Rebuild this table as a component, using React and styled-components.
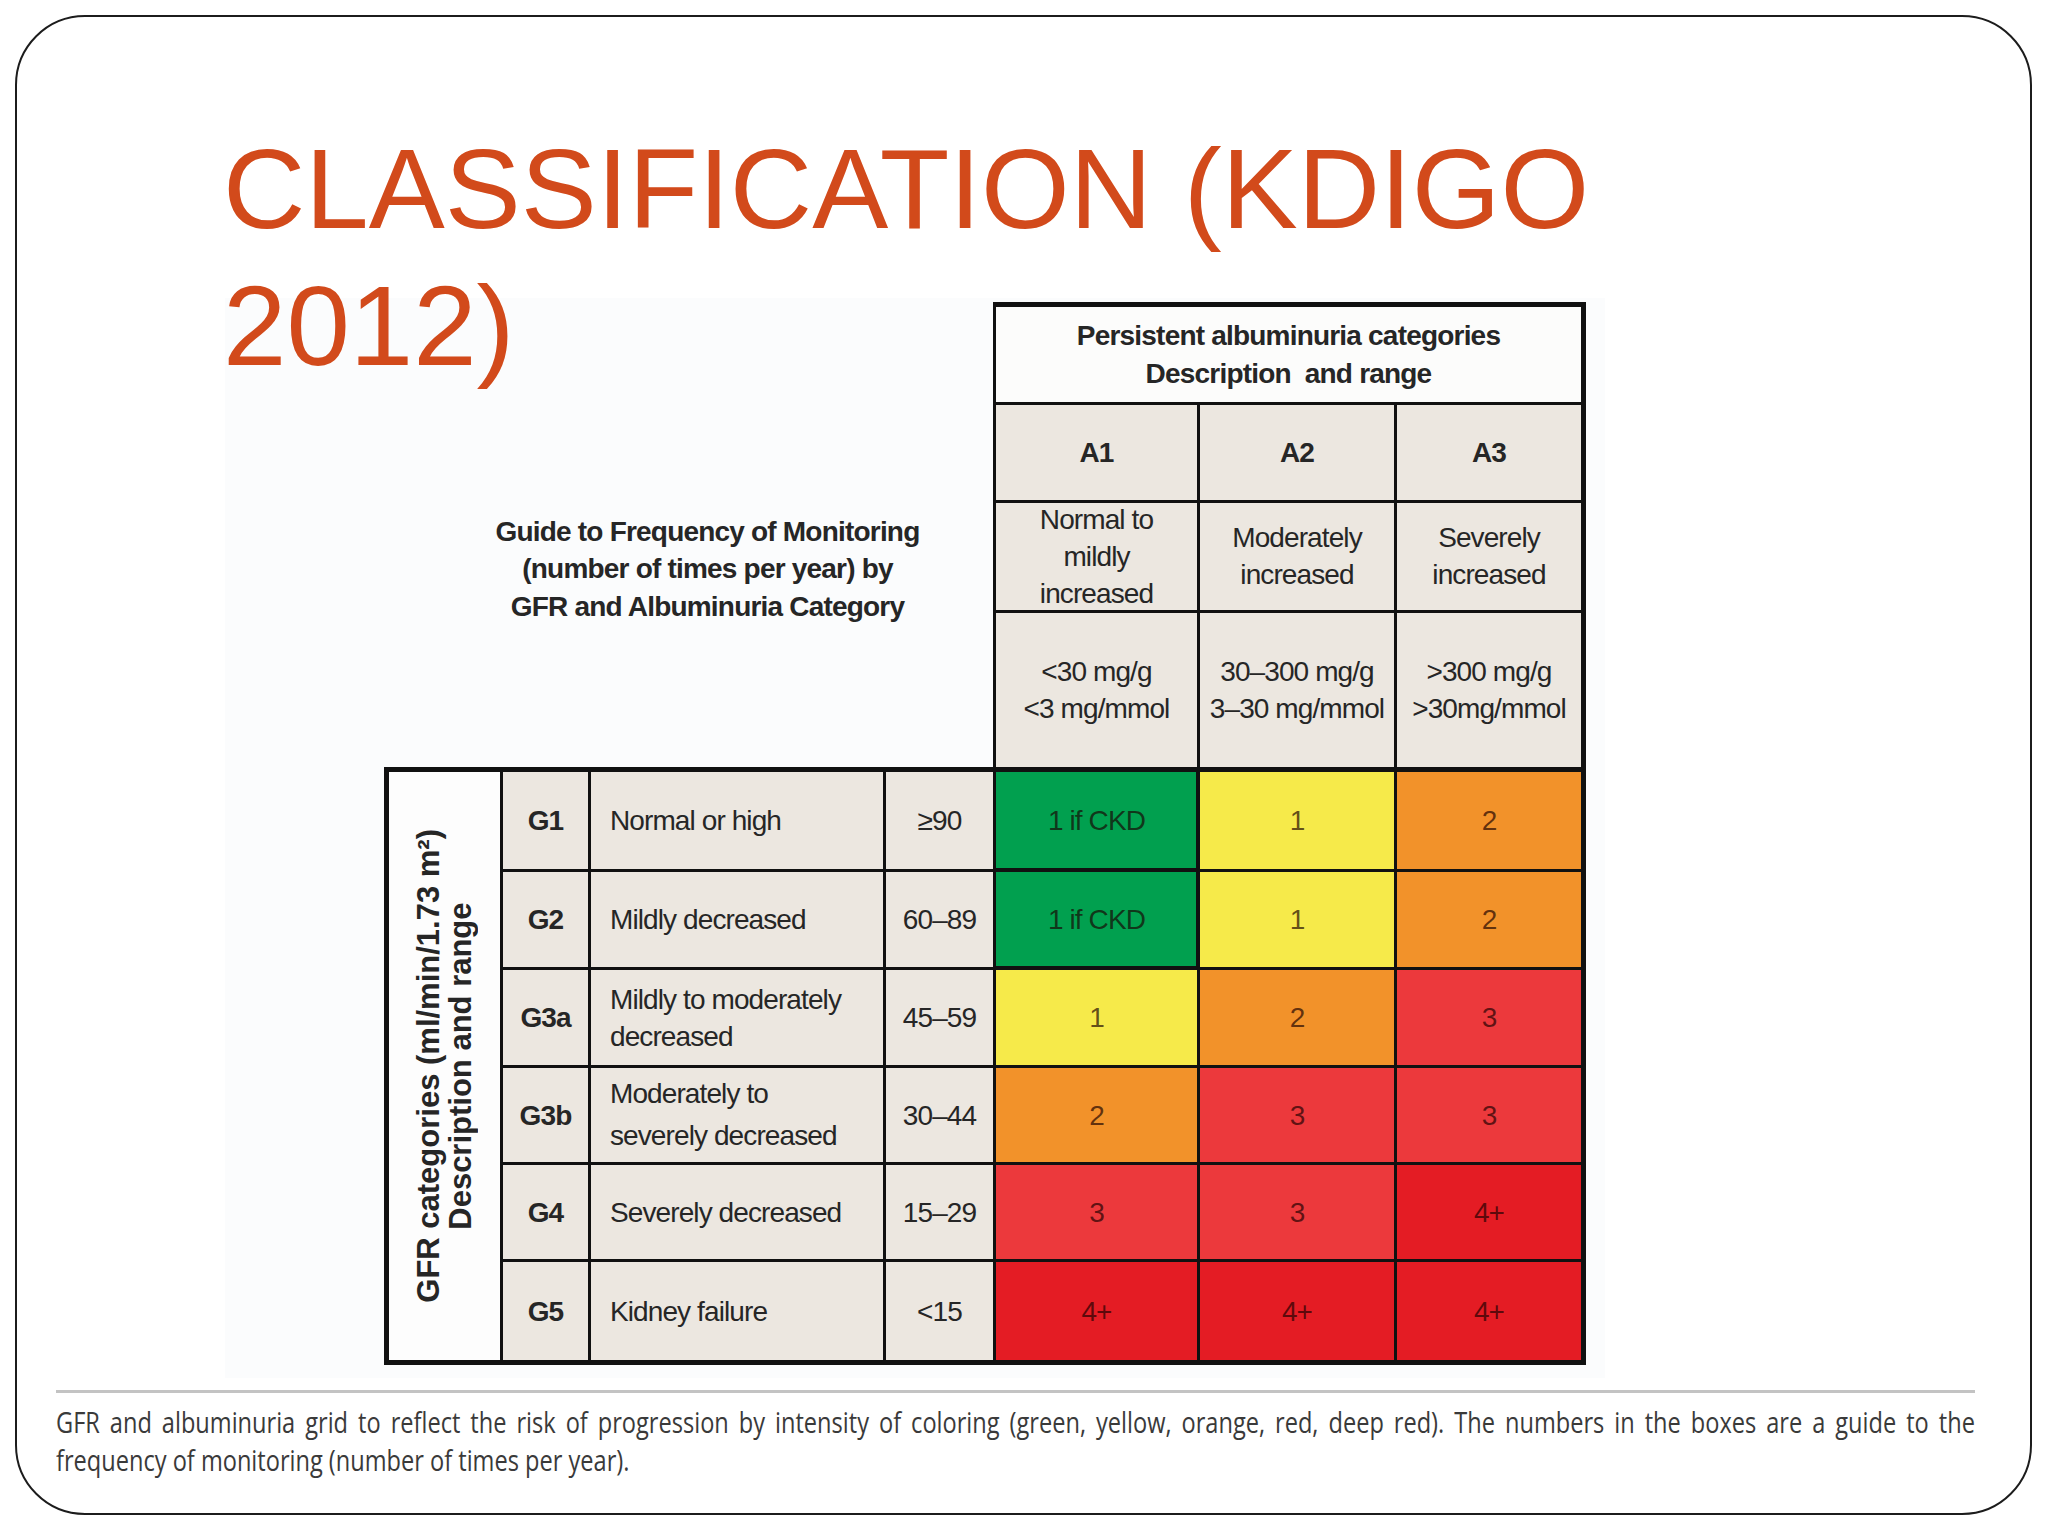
import React from "react";
import styled, { createGlobalStyle } from "styled-components";

const GlobalStyle = createGlobalStyle`
  html, body {
    margin: 0;
    padding: 0;
    background: #fff;
    overflow: hidden;
  }
  body {
    font-family: "Liberation Sans", Arial, sans-serif;
  }
`;

const RISK = {
  green: "#01a04f",
  yellow: "#f6ea4a",
  orange: "#f2922a",
  red: "#ec393c",
  deep: "#e41c24",
};

const gfrRows = [
  { code: "G1", desc: "Normal or high", range: "≥90", risk: [["1 if CKD", "green"], ["1", "yellow"], ["2", "orange"]] },
  { code: "G2", desc: "Mildly decreased", range: "60–89", risk: [["1 if CKD", "green"], ["1", "yellow"], ["2", "orange"]] },
  { code: "G3a", desc: ["Mildly to moderately", "decreased"], range: "45–59", risk: [["1", "yellow"], ["2", "orange"], ["3", "red"]] },
  { code: "G3b", desc: ["Moderately to", "severely decreased"], range: "30–44", risk: [["2", "orange"], ["3", "red"], ["3", "red"]] },
  { code: "G4", desc: "Severely decreased", range: "15–29", risk: [["3", "red"], ["3", "red"], ["4+", "deep"]] },
  { code: "G5", desc: "Kidney failure", range: "<15", risk: [["4+", "deep"], ["4+", "deep"], ["4+", "deep"]] },
];

const albCols = [
  { code: "A1", desc: ["Normal to", "mildly", "increased"], range: ["<30 mg/g", "<3 mg/mmol"] },
  { code: "A2", desc: ["Moderately", "increased"], range: ["30–300 mg/g", "3–30 mg/mmol"] },
  { code: "A3", desc: ["Severely", "increased"], range: [">300 mg/g", ">30mg/mmol"] },
];

const Page = styled.div`
  width: 2048px;
  height: 1536px;
  padding: 15px 0 0 15px;
  box-sizing: border-box;
`;

const Frame = styled.div`
  width: 2017px;
  height: 1500px;
  box-sizing: border-box;
  border: 2px solid #1c1c1c;
  border-radius: 70px;
  display: flex;
  flex-direction: column;
`;

const Stack = styled.div`
  display: grid;
  grid-template-areas: "stack";
  & > * {
    grid-area: stack;
    align-self: start;
    justify-self: start;
  }
`;

const Title = styled.h1`
  margin: 103px 0 0 206px;
  font-family: "Liberation Sans", Arial, sans-serif;
  font-weight: 400;
  font-size: 114px;
  line-height: 137px;
  color: #d24a1b;
`;

const Figure = styled.div`
  margin: 281px 0 0 208px;
  width: 1380px;
  box-sizing: border-box;
  padding: 4px 0 13px 159px;
  background: #fbfcfd;
`;

const Chart = styled.div`
  width: 1202px;
  display: flex;
  flex-direction: column;
  font-family: "Liberation Sans", Arial, sans-serif;
  color: #262626;
`;

const TopPart = styled.div`
  display: flex;
`;

const Guide = styled.div`
  width: 609px;
  height: 465px;
  box-sizing: border-box;
  padding: 69px 0 0 38px;
  display: flex;
  align-items: center;
  justify-content: center;
  text-align: center;
  font-weight: 700;
  font-size: 28px;
  line-height: 37.5px;
  letter-spacing: -0.8px;
`;

const HeaderBox = styled.div`
  flex: 1;
  box-sizing: border-box;
  border: solid #111;
  border-width: 5px 5px 0 3px;
  background: #111;
  display: grid;
  grid-template-columns: 201px 194px 1fr;
  grid-template-rows: 95px 94.5px 107px 154.5px;
  gap: 3px;
`;

const Grid = styled.div`
  display: grid;
  grid-template-columns: 111px 85px 292px 107px 201px 194px 1fr;
  grid-template-rows: 97px 95px 95px 94px 94px 98px;
  gap: 3px;
  border: 5px solid #111;
  background: #111;
`;

const Cell = styled.div`
  background: #ece7e0;
  display: flex;
  flex-direction: column;
  align-items: center;
  justify-content: center;
  text-align: center;
  font-size: 28px;
  line-height: 37px;
  letter-spacing: -0.9px;
  font-weight: ${(p) => (p.$bold ? 700 : 400)};
  white-space: nowrap;
`;

const HeadTitle = styled.div`
  grid-column: 1 / span 3;
  background: #fcfcfb;
  display: flex;
  align-items: center;
  justify-content: center;
  text-align: center;
  font-size: 28px;
  font-weight: 700;
  line-height: 38px;
  letter-spacing: -0.8px;
  white-space: pre;
`;

const DescCell = styled(Cell)`
  align-items: flex-start;
  text-align: left;
  padding-left: 19px;
  line-height: ${(p) => (p.$loose ? "42px" : "37px")};
`;

const SideCell = styled(Cell)`
  grid-row: 1 / span 6;
  background: #fdfdfd;
`;

const SideText = styled.div`
  writing-mode: vertical-rl;
  transform: rotate(180deg);
  font-weight: 700;
  font-size: 31px;
  line-height: 32px;
  letter-spacing: 0;
  text-align: center;
`;

const RiskCell = styled(Cell)`
  background: ${(p) => RISK[p.$tone]};
  color: rgba(25, 0, 0, 0.68);
  box-shadow: ${(p) => (p.$tone === "green" ? "inset -1px -1px 0 #111" : "none")};
`;

const Caption = styled.div`
  margin: 12px 0 0 39px;
  width: 1919px;
  border-top: 3px solid #c3c3c3;
  padding-top: 10px;
`;

const CaptionText = styled.p`
  margin: 0;
  width: 2360px;
  transform: scaleX(0.8131);
  transform-origin: left top;
  font-family: "Open Sans", "Noto Sans", sans-serif;
  font-size: 29px;
  line-height: 38px;
  color: #3a3a3a;
`;

const CaptionLine = styled.span`
  display: block;
  text-align: ${(p) => (p.$justify ? "justify" : "left")};
  text-align-last: ${(p) => (p.$justify ? "justify" : "auto")};
`;

const Lines = ({ items }) =>
  (Array.isArray(items) ? items : [items]).map((t, i) => <span key={i}>{t}</span>);

export default function App() {
  return (
    <>
      <GlobalStyle />
      <Page>
        <Frame>
          <Stack>
            <Figure>
              <Chart>
                <TopPart>
                  <Guide>
                    Guide to Frequency of Monitoring
                    <br />
                    (number of times per year) by
                    <br />
                    GFR and Albuminuria Category
                  </Guide>
                  <HeaderBox>
                    <HeadTitle>
                      {"Persistent albuminuria categories\nDescription  and range"}
                    </HeadTitle>
                    {albCols.map((c) => (
                      <Cell key={c.code} $bold>
                        {c.code}
                      </Cell>
                    ))}
                    {albCols.map((c) => (
                      <Cell key={c.code + "d"}>
                        <Lines items={c.desc} />
                      </Cell>
                    ))}
                    {albCols.map((c) => (
                      <Cell key={c.code + "r"}>
                        <Lines items={c.range} />
                      </Cell>
                    ))}
                  </HeaderBox>
                </TopPart>
                <Grid>
                  <SideCell>
                    <SideText>
                      GFR categories (ml/min/1.73 m²)
                      <br />
                      Description and range
                    </SideText>
                  </SideCell>
                  {gfrRows.map((r) => (
                    <React.Fragment key={r.code}>
                      <Cell $bold>{r.code}</Cell>
                      <DescCell $loose={r.code === "G3b"}>
                        <Lines items={r.desc} />
                      </DescCell>
                      <Cell>{r.range}</Cell>
                      {r.risk.map(([v, tone], i) => (
                        <RiskCell key={i} $tone={tone}>
                          {v}
                        </RiskCell>
                      ))}
                    </React.Fragment>
                  ))}
                </Grid>
              </Chart>
            </Figure>
            <Title>
              CLASSIFICATION (KDIGO
              <br />
              2012)
            </Title>
          </Stack>
          <Caption>
            <CaptionText>
              <CaptionLine $justify>
                GFR and albuminuria grid to reflect the risk of progression by intensity of coloring (green, yellow,
                orange, red, deep red). The numbers in the boxes are a guide to the
              </CaptionLine>
              <CaptionLine>frequency of monitoring (number of times per year).</CaptionLine>
            </CaptionText>
          </Caption>
        </Frame>
      </Page>
    </>
  );
}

Aim of the exercise: Take the listing above and restate it word for word, without its pictures.

Answer to the task:
Rebuild this table as a component, using React and styled-components.
import React from "react";
import styled, { createGlobalStyle } from "styled-components";

const GlobalStyle = createGlobalStyle`
  html, body {
    margin: 0;
    padding: 0;
    background: #fff;
    overflow: hidden;
  }
  body {
    font-family: "Liberation Sans", Arial, sans-serif;
  }
`;

const RISK = {
  green: "#01a04f",
  yellow: "#f6ea4a",
  orange: "#f2922a",
  red: "#ec393c",
  deep: "#e41c24",
};

const gfrRows = [
  { code: "G1", desc: "Normal or high", range: "≥90", risk: [["1 if CKD", "green"], ["1", "yellow"], ["2", "orange"]] },
  { code: "G2", desc: "Mildly decreased", range: "60–89", risk: [["1 if CKD", "green"], ["1", "yellow"], ["2", "orange"]] },
  { code: "G3a", desc: ["Mildly to moderately", "decreased"], range: "45–59", risk: [["1", "yellow"], ["2", "orange"], ["3", "red"]] },
  { code: "G3b", desc: ["Moderately to", "severely decreased"], range: "30–44", risk: [["2", "orange"], ["3", "red"], ["3", "red"]] },
  { code: "G4", desc: "Severely decreased", range: "15–29", risk: [["3", "red"], ["3", "red"], ["4+", "deep"]] },
  { code: "G5", desc: "Kidney failure", range: "<15", risk: [["4+", "deep"], ["4+", "deep"], ["4+", "deep"]] },
];

const albCols = [
  { code: "A1", desc: ["Normal to", "mildly", "increased"], range: ["<30 mg/g", "<3 mg/mmol"] },
  { code: "A2", desc: ["Moderately", "increased"], range: ["30–300 mg/g", "3–30 mg/mmol"] },
  { code: "A3", desc: ["Severely", "increased"], range: [">300 mg/g", ">30mg/mmol"] },
];

const Page = styled.div`
  width: 2048px;
  height: 1536px;
  padding: 15px 0 0 15px;
  box-sizing: border-box;
`;

const Frame = styled.div`
  width: 2017px;
  height: 1500px;
  box-sizing: border-box;
  border: 2px solid #1c1c1c;
  border-radius: 70px;
  display: flex;
  flex-direction: column;
`;

const Stack = styled.div`
  display: grid;
  grid-template-areas: "stack";
  & > * {
    grid-area: stack;
    align-self: start;
    justify-self: start;
  }
`;

const Title = styled.h1`
  margin: 103px 0 0 206px;
  font-family: "Liberation Sans", Arial, sans-serif;
  font-weight: 400;
  font-size: 114px;
  line-height: 137px;
  color: #d24a1b;
`;

const Figure = styled.div`
  margin: 281px 0 0 208px;
  width: 1380px;
  box-sizing: border-box;
  padding: 4px 0 13px 159px;
  background: #fbfcfd;
`;

const Chart = styled.div`
  width: 1202px;
  display: flex;
  flex-direction: column;
  font-family: "Liberation Sans", Arial, sans-serif;
  color: #262626;
`;

const TopPart = styled.div`
  display: flex;
`;

const Guide = styled.div`
  width: 609px;
  height: 465px;
  box-sizing: border-box;
  padding: 69px 0 0 38px;
  display: flex;
  align-items: center;
  justify-content: center;
  text-align: center;
  font-weight: 700;
  font-size: 28px;
  line-height: 37.5px;
  letter-spacing: -0.8px;
`;

const HeaderBox = styled.div`
  flex: 1;
  box-sizing: border-box;
  border: solid #111;
  border-width: 5px 5px 0 3px;
  background: #111;
  display: grid;
  grid-template-columns: 201px 194px 1fr;
  grid-template-rows: 95px 94.5px 107px 154.5px;
  gap: 3px;
`;

const Grid = styled.div`
  display: grid;
  grid-template-columns: 111px 85px 292px 107px 201px 194px 1fr;
  grid-template-rows: 97px 95px 95px 94px 94px 98px;
  gap: 3px;
  border: 5px solid #111;
  background: #111;
`;

const Cell = styled.div`
  background: #ece7e0;
  display: flex;
  flex-direction: column;
  align-items: center;
  justify-content: center;
  text-align: center;
  font-size: 28px;
  line-height: 37px;
  letter-spacing: -0.9px;
  font-weight: ${(p) => (p.$bold ? 700 : 400)};
  white-space: nowrap;
`;

const HeadTitle = styled.div`
  grid-column: 1 / span 3;
  background: #fcfcfb;
  display: flex;
  align-items: center;
  justify-content: center;
  text-align: center;
  font-size: 28px;
  font-weight: 700;
  line-height: 38px;
  letter-spacing: -0.8px;
  white-space: pre;
`;

const DescCell = styled(Cell)`
  align-items: flex-start;
  text-align: left;
  padding-left: 19px;
  line-height: ${(p) => (p.$loose ? "42px" : "37px")};
`;

const SideCell = styled(Cell)`
  grid-row: 1 / span 6;
  background: #fdfdfd;
`;

const SideText = styled.div`
  writing-mode: vertical-rl;
  transform: rotate(180deg);
  font-weight: 700;
  font-size: 31px;
  line-height: 32px;
  letter-spacing: 0;
  text-align: center;
`;

const RiskCell = styled(Cell)`
  background: ${(p) => RISK[p.$tone]};
  color: rgba(25, 0, 0, 0.68);
  box-shadow: ${(p) => (p.$tone === "green" ? "inset -1px -1px 0 #111" : "none")};
`;

const Caption = styled.div`
  margin: 12px 0 0 39px;
  width: 1919px;
  border-top: 3px solid #c3c3c3;
  padding-top: 10px;
`;

const CaptionText = styled.p`
  margin: 0;
  width: 2360px;
  transform: scaleX(0.8131);
  transform-origin: left top;
  font-family: "Open Sans", "Noto Sans", sans-serif;
  font-size: 29px;
  line-height: 38px;
  color: #3a3a3a;
`;

const CaptionLine = styled.span`
  display: block;
  text-align: ${(p) => (p.$justify ? "justify" : "left")};
  text-align-last: ${(p) => (p.$justify ? "justify" : "auto")};
`;

const Lines = ({ items }) =>
  (Array.isArray(items) ? items : [items]).map((t, i) => <span key={i}>{t}</span>);

export default function App() {
  return (
    <>
      <GlobalStyle />
      <Page>
        <Frame>
          <Stack>
            <Figure>
              <Chart>
                <TopPart>
                  <Guide>
                    Guide to Frequency of Monitoring
                    <br />
                    (number of times per year) by
                    <br />
                    GFR and Albuminuria Category
                  </Guide>
                  <HeaderBox>
                    <HeadTitle>
                      {"Persistent albuminuria categories\nDescription  and range"}
                    </HeadTitle>
                    {albCols.map((c) => (
                      <Cell key={c.code} $bold>
                        {c.code}
                      </Cell>
                    ))}
                    {albCols.map((c) => (
                      <Cell key={c.code + "d"}>
                        <Lines items={c.desc} />
                      </Cell>
                    ))}
                    {albCols.map((c) => (
                      <Cell key={c.code + "r"}>
                        <Lines items={c.range} />
                      </Cell>
                    ))}
                  </HeaderBox>
                </TopPart>
                <Grid>
                  <SideCell>
                    <SideText>
                      GFR categories (ml/min/1.73 m²)
                      <br />
                      Description and range
                    </SideText>
                  </SideCell>
                  {gfrRows.map((r) => (
                    <React.Fragment key={r.code}>
                      <Cell $bold>{r.code}</Cell>
                      <DescCell $loose={r.code === "G3b"}>
                        <Lines items={r.desc} />
                      </DescCell>
                      <Cell>{r.range}</Cell>
                      {r.risk.map(([v, tone], i) => (
                        <RiskCell key={i} $tone={tone}>
                          {v}
                        </RiskCell>
                      ))}
                    </React.Fragment>
                  ))}
                </Grid>
              </Chart>
            </Figure>
            <Title>
              CLASSIFICATION (KDIGO
              <br />
              2012)
            </Title>
          </Stack>
          <Caption>
            <CaptionText>
              <CaptionLine $justify>
                GFR and albuminuria grid to reflect the risk of progression by intensity of coloring (green, yellow,
                orange, red, deep red). The numbers in the boxes are a guide to the
              </CaptionLine>
              <CaptionLine>frequency of monitoring (number of times per year).</CaptionLine>
            </CaptionText>
          </Caption>
        </Frame>
      </Page>
    </>
  );
}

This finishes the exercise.